(Interface markup and scripts)
========================================
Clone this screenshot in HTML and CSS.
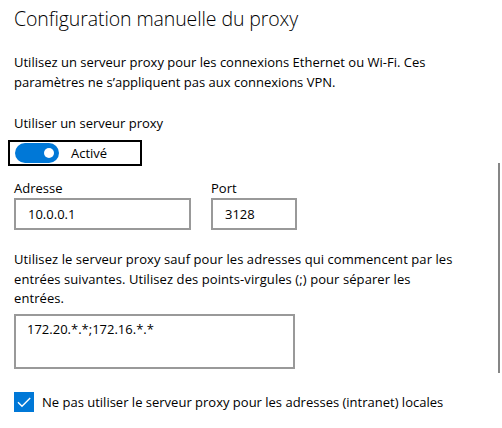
FILE: index.html
```html
<!DOCTYPE html>
<html lang="fr">
<head>
<meta charset="utf-8">
<link rel="stylesheet" href="styles.css">
</head>
<body>
<main class="page">
  <h1 class="title">Configuration manuelle du proxy</h1>
  <p class="desc">Utilisez un serveur proxy pour les connexions Ethernet ou Wi-Fi. Ces<br>paramètres ne s’appliquent pas aux connexions VPN.</p>

  <div class="label">Utiliser un serveur proxy</div>
  <div class="toggle-box">
    <span class="switch"><span class="knob"></span></span>
    <span class="toggle-text">Activé</span>
  </div>

  <div class="fields">
    <div class="field">
      <div class="field-label">Adresse</div>
      <div class="input addr">10.0.0.1</div>
    </div>
    <div class="field">
      <div class="field-label">Port</div>
      <div class="input port">3128</div>
    </div>
  </div>

  <p class="desc2">Utilisez le serveur proxy sauf pour les adresses qui commencent par les<br>entrées suivantes. Utilisez des points-virgules (;) pour séparer les<br>entrées.</p>

  <div class="textarea">172.20.*.*;172.16.*.*</div>

  <div class="check-row">
    <span class="checkbox">
      <svg width="20" height="20" viewBox="0 0 20 20"><path d="M4 10.2 L8 14.2 L16.2 6" fill="none" stroke="#fff" stroke-width="1.4"/></svg>
    </span>
    <span class="check-text">Ne pas utiliser le serveur proxy pour les adresses (intranet) locales</span>
  </div>
</main>
<div class="scrollbar"></div>
</body>
</html>
```
FILE: styles.css
```css
html, body {
  margin: 0;
  padding: 0;
  background: #fff;
}
body {
  width: 502px;
  height: 428px;
  overflow: hidden;
  position: relative;
}
.page {
  padding: 5px 0 0 14px;
  font-family: "Open Sans", "Noto Sans", sans-serif;
  font-size: 13px;
  line-height: 20px;
  color: #000;
}
.title {
  margin: 0;
  font-size: 19.5px;
  font-weight: 300;
  line-height: 28px;
  letter-spacing: -0.1px;
  color: #000;
}
.desc {
  margin: 19px 0 0 0;
  white-space: nowrap;
}
.label {
  margin-top: 21px;
}
.toggle-box {
  margin: 0 0 0 -6px;
  margin-top: 7px;
  width: 125px;
  height: 22px;
  border: 2px solid #000;
  display: flex;
  align-items: center;
  padding-left: 5px;
  gap: 12px;
}
.switch {
  width: 44px;
  height: 20px;
  border-radius: 10px;
  background: #0078d7;
  display: flex;
  align-items: center;
  justify-content: flex-end;
  padding-right: 5px;
  box-sizing: border-box;
}
.knob {
  width: 10px;
  height: 10px;
  border-radius: 50%;
  background: #fff;
}
.toggle-text {
  font-size: 13px;
}
.fields {
  display: flex;
  gap: 20px;
  margin-top: 12px;
}
.field-label {
  line-height: 20px;
}
.input {
  height: 28px;
  border: 2px solid #999;
  padding-left: 12px;
  line-height: 28px;
  box-sizing: content-box;
}
.addr { width: 161px; }
.port { width: 70px; }
.desc2 {
  margin: 20px 0 0 0;
  line-height: 19.5px;
  letter-spacing: 0.08px;
  white-space: nowrap;
}
.textarea {
  margin-top: 5px;
  width: 266px;
  height: 51px;
  border: 2px solid #999;
  padding-left: 11px;
  line-height: 26px;
}
.check-row {
  display: flex;
  align-items: center;
  gap: 8px;
  margin-top: 23px;
}
.checkbox {
  width: 20px;
  height: 20px;
  background: #0078d7;
  display: block;
}
.checkbox svg { display: block; }
.scrollbar {
  position: absolute;
  left: 498px;
  top: 163px;
  width: 2px;
  height: 210px;
  background: #868686;
}
```
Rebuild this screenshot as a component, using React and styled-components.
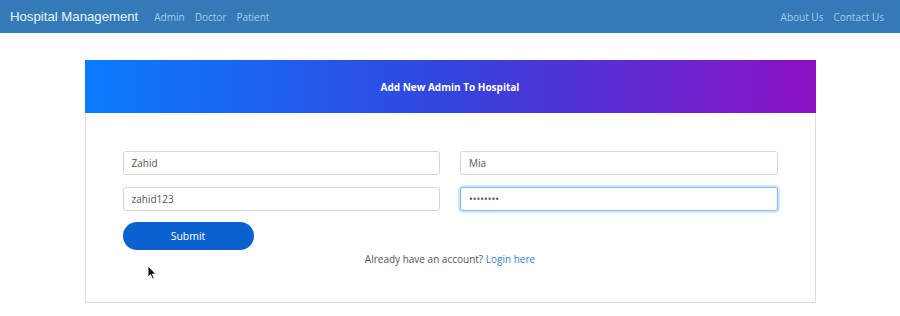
import React from 'react';
import styled, { createGlobalStyle } from 'styled-components';

const GlobalStyle = createGlobalStyle`
  body {
    margin: 0;
    background: #ffffff;
    font-family: "Open Sans", "Noto Sans", sans-serif;
  }
`;

const NavBar = styled.nav`
  height: 33px;
  background: #337ab7;
  display: flex;
  align-items: center;
  padding: 0 16px 0 10px;
`;

const Brand = styled.span`
  font-family: "Liberation Sans", Arial, sans-serif;
  font-size: 13.2px;
  color: #eef4fb;
  margin-right: 16px;
`;

const NavLinks = styled.div`
  display: flex;
  gap: 10px;
  margin-left: ${p => (p.right ? 'auto' : '0')};
`;

const NavLink = styled.a`
  font-size: 10px;
  color: #a9cbea;
  text-decoration: none;
`;

const Card = styled.div`
  box-sizing: border-box;
  width: 731px;
  margin: 27px auto 0;
  border: 1px solid #dedede;
  border-top: none;
`;

const CardHeader = styled.div`
  height: 53px;
  margin: 0 -1px;
  background: linear-gradient(90deg, #0a7cff 0%, #3344de 50%, #8c10c4 100%);
  display: flex;
  align-items: center;
  justify-content: center;
  color: #ffffff;
  font-size: 10px;
  font-weight: 700;
`;

const CardBody = styled.div`
  padding: 38px 37px 36px 37px;
`;

const Grid = styled.div`
  display: grid;
  grid-template-columns: 1fr 1fr;
  column-gap: 20px;
  row-gap: 12px;
`;

const Input = styled.input`
  box-sizing: border-box;
  height: 24px;
  width: 100%;
  border: 1px solid ${p => (p.focused ? '#84b9ef' : '#d6d6d6')};
  border-radius: 3px;
  box-shadow: ${p => (p.focused ? '0 0 0 2px rgba(80, 150, 230, 0.25)' : 'none')};
  padding: 0 8px;
  font-family: "Open Sans", "Noto Sans", sans-serif;
  font-size: 10px;
  color: #555;
  outline: none;
  background: #fff;
`;

const SubmitButton = styled.button`
  margin-top: 11px;
  width: 131px;
  height: 28px;
  border: none;
  border-radius: 14px;
  background: #0b62cf;
  color: #ffffff;
  font-family: "Open Sans", "Noto Sans", sans-serif;
  font-size: 10.5px;
  display: block;
`;

const Footer = styled.p`
  margin: 2px 0 0;
  text-align: center;
  font-size: 10px;
  color: #555;
`;

const LoginLink = styled.a`
  color: #3a7fd6;
  text-decoration: none;
`;

const Cursor = styled.svg`
  position: absolute;
  left: 147px;
  top: 265px;
`;

export default function App() {
  return (
    <>
      <GlobalStyle />
      <NavBar>
        <Brand>Hospital Management</Brand>
        <NavLinks>
          <NavLink>Admin</NavLink>
          <NavLink>Doctor</NavLink>
          <NavLink>Patient</NavLink>
        </NavLinks>
        <NavLinks right>
          <NavLink>About Us</NavLink>
          <NavLink>Contact Us</NavLink>
        </NavLinks>
      </NavBar>
      <Card>
        <CardHeader>Add New Admin To Hospital</CardHeader>
        <CardBody>
          <Grid>
            <Input defaultValue="Zahid" />
            <Input defaultValue="Mia" />
            <Input defaultValue="zahid123" />
            <Input type="password" defaultValue="password" focused />
          </Grid>
          <SubmitButton>Submit</SubmitButton>
          <Footer>
            Already have an account? <LoginLink>Login here</LoginLink>
          </Footer>
        </CardBody>
      </Card>
      <Cursor width="10" height="15" viewBox="0 0 10 15">
        <path d="M1 1 L1 12 L3.6 9.6 L5.6 14 L7.2 13.3 L5.3 9 L8.8 9 Z" fill="#111" stroke="#fff" strokeWidth="0.8" />
      </Cursor>
    </>
  );
}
========================================
» WRITTEN INSTRUCTION
Using the data above, print every line exactly, omitting pictures.

» RESULT OF THE EXERCISE
Clone this screenshot in HTML and CSS.
FILE: index.html
```html
<!DOCTYPE html>
<html lang="fr">
<head>
<meta charset="utf-8">
<link rel="stylesheet" href="styles.css">
</head>
<body>
<main class="page">
  <h1 class="title">Configuration manuelle du proxy</h1>
  <p class="desc">Utilisez un serveur proxy pour les connexions Ethernet ou Wi-Fi. Ces<br>paramètres ne s’appliquent pas aux connexions VPN.</p>

  <div class="label">Utiliser un serveur proxy</div>
  <div class="toggle-box">
    <span class="switch"><span class="knob"></span></span>
    <span class="toggle-text">Activé</span>
  </div>

  <div class="fields">
    <div class="field">
      <div class="field-label">Adresse</div>
      <div class="input addr">10.0.0.1</div>
    </div>
    <div class="field">
      <div class="field-label">Port</div>
      <div class="input port">3128</div>
    </div>
  </div>

  <p class="desc2">Utilisez le serveur proxy sauf pour les adresses qui commencent par les<br>entrées suivantes. Utilisez des points-virgules (;) pour séparer les<br>entrées.</p>

  <div class="textarea">172.20.*.*;172.16.*.*</div>

  <div class="check-row">
    <span class="checkbox">
      <svg width="20" height="20" viewBox="0 0 20 20"><path d="M4 10.2 L8 14.2 L16.2 6" fill="none" stroke="#fff" stroke-width="1.4"/></svg>
    </span>
    <span class="check-text">Ne pas utiliser le serveur proxy pour les adresses (intranet) locales</span>
  </div>
</main>
<div class="scrollbar"></div>
</body>
</html>
```
FILE: styles.css
```css
html, body {
  margin: 0;
  padding: 0;
  background: #fff;
}
body {
  width: 502px;
  height: 428px;
  overflow: hidden;
  position: relative;
}
.page {
  padding: 5px 0 0 14px;
  font-family: "Open Sans", "Noto Sans", sans-serif;
  font-size: 13px;
  line-height: 20px;
  color: #000;
}
.title {
  margin: 0;
  font-size: 19.5px;
  font-weight: 300;
  line-height: 28px;
  letter-spacing: -0.1px;
  color: #000;
}
.desc {
  margin: 19px 0 0 0;
  white-space: nowrap;
}
.label {
  margin-top: 21px;
}
.toggle-box {
  margin: 0 0 0 -6px;
  margin-top: 7px;
  width: 125px;
  height: 22px;
  border: 2px solid #000;
  display: flex;
  align-items: center;
  padding-left: 5px;
  gap: 12px;
}
.switch {
  width: 44px;
  height: 20px;
  border-radius: 10px;
  background: #0078d7;
  display: flex;
  align-items: center;
  justify-content: flex-end;
  padding-right: 5px;
  box-sizing: border-box;
}
.knob {
  width: 10px;
  height: 10px;
  border-radius: 50%;
  background: #fff;
}
.toggle-text {
  font-size: 13px;
}
.fields {
  display: flex;
  gap: 20px;
  margin-top: 12px;
}
.field-label {
  line-height: 20px;
}
.input {
  height: 28px;
  border: 2px solid #999;
  padding-left: 12px;
  line-height: 28px;
  box-sizing: content-box;
}
.addr { width: 161px; }
.port { width: 70px; }
.desc2 {
  margin: 20px 0 0 0;
  line-height: 19.5px;
  letter-spacing: 0.08px;
  white-space: nowrap;
}
.textarea {
  margin-top: 5px;
  width: 266px;
  height: 51px;
  border: 2px solid #999;
  padding-left: 11px;
  line-height: 26px;
}
.check-row {
  display: flex;
  align-items: center;
  gap: 8px;
  margin-top: 23px;
}
.checkbox {
  width: 20px;
  height: 20px;
  background: #0078d7;
  display: block;
}
.checkbox svg { display: block; }
.scrollbar {
  position: absolute;
  left: 498px;
  top: 163px;
  width: 2px;
  height: 210px;
  background: #868686;
}
```
Rebuild this screenshot as a component, using React and styled-components.
import React from 'react';
import styled, { createGlobalStyle } from 'styled-components';

const GlobalStyle = createGlobalStyle`
  body {
    margin: 0;
    background: #ffffff;
    font-family: "Open Sans", "Noto Sans", sans-serif;
  }
`;

const NavBar = styled.nav`
  height: 33px;
  background: #337ab7;
  display: flex;
  align-items: center;
  padding: 0 16px 0 10px;
`;

const Brand = styled.span`
  font-family: "Liberation Sans", Arial, sans-serif;
  font-size: 13.2px;
  color: #eef4fb;
  margin-right: 16px;
`;

const NavLinks = styled.div`
  display: flex;
  gap: 10px;
  margin-left: ${p => (p.right ? 'auto' : '0')};
`;

const NavLink = styled.a`
  font-size: 10px;
  color: #a9cbea;
  text-decoration: none;
`;

const Card = styled.div`
  box-sizing: border-box;
  width: 731px;
  margin: 27px auto 0;
  border: 1px solid #dedede;
  border-top: none;
`;

const CardHeader = styled.div`
  height: 53px;
  margin: 0 -1px;
  background: linear-gradient(90deg, #0a7cff 0%, #3344de 50%, #8c10c4 100%);
  display: flex;
  align-items: center;
  justify-content: center;
  color: #ffffff;
  font-size: 10px;
  font-weight: 700;
`;

const CardBody = styled.div`
  padding: 38px 37px 36px 37px;
`;

const Grid = styled.div`
  display: grid;
  grid-template-columns: 1fr 1fr;
  column-gap: 20px;
  row-gap: 12px;
`;

const Input = styled.input`
  box-sizing: border-box;
  height: 24px;
  width: 100%;
  border: 1px solid ${p => (p.focused ? '#84b9ef' : '#d6d6d6')};
  border-radius: 3px;
  box-shadow: ${p => (p.focused ? '0 0 0 2px rgba(80, 150, 230, 0.25)' : 'none')};
  padding: 0 8px;
  font-family: "Open Sans", "Noto Sans", sans-serif;
  font-size: 10px;
  color: #555;
  outline: none;
  background: #fff;
`;

const SubmitButton = styled.button`
  margin-top: 11px;
  width: 131px;
  height: 28px;
  border: none;
  border-radius: 14px;
  background: #0b62cf;
  color: #ffffff;
  font-family: "Open Sans", "Noto Sans", sans-serif;
  font-size: 10.5px;
  display: block;
`;

const Footer = styled.p`
  margin: 2px 0 0;
  text-align: center;
  font-size: 10px;
  color: #555;
`;

const LoginLink = styled.a`
  color: #3a7fd6;
  text-decoration: none;
`;

const Cursor = styled.svg`
  position: absolute;
  left: 147px;
  top: 265px;
`;

export default function App() {
  return (
    <>
      <GlobalStyle />
      <NavBar>
        <Brand>Hospital Management</Brand>
        <NavLinks>
          <NavLink>Admin</NavLink>
          <NavLink>Doctor</NavLink>
          <NavLink>Patient</NavLink>
        </NavLinks>
        <NavLinks right>
          <NavLink>About Us</NavLink>
          <NavLink>Contact Us</NavLink>
        </NavLinks>
      </NavBar>
      <Card>
        <CardHeader>Add New Admin To Hospital</CardHeader>
        <CardBody>
          <Grid>
            <Input defaultValue="Zahid" />
            <Input defaultValue="Mia" />
            <Input defaultValue="zahid123" />
            <Input type="password" defaultValue="password" focused />
          </Grid>
          <SubmitButton>Submit</SubmitButton>
          <Footer>
            Already have an account? <LoginLink>Login here</LoginLink>
          </Footer>
        </CardBody>
      </Card>
      <Cursor width="10" height="15" viewBox="0 0 10 15">
        <path d="M1 1 L1 12 L3.6 9.6 L5.6 14 L7.2 13.3 L5.3 9 L8.8 9 Z" fill="#111" stroke="#fff" strokeWidth="0.8" />
      </Cursor>
    </>
  );
}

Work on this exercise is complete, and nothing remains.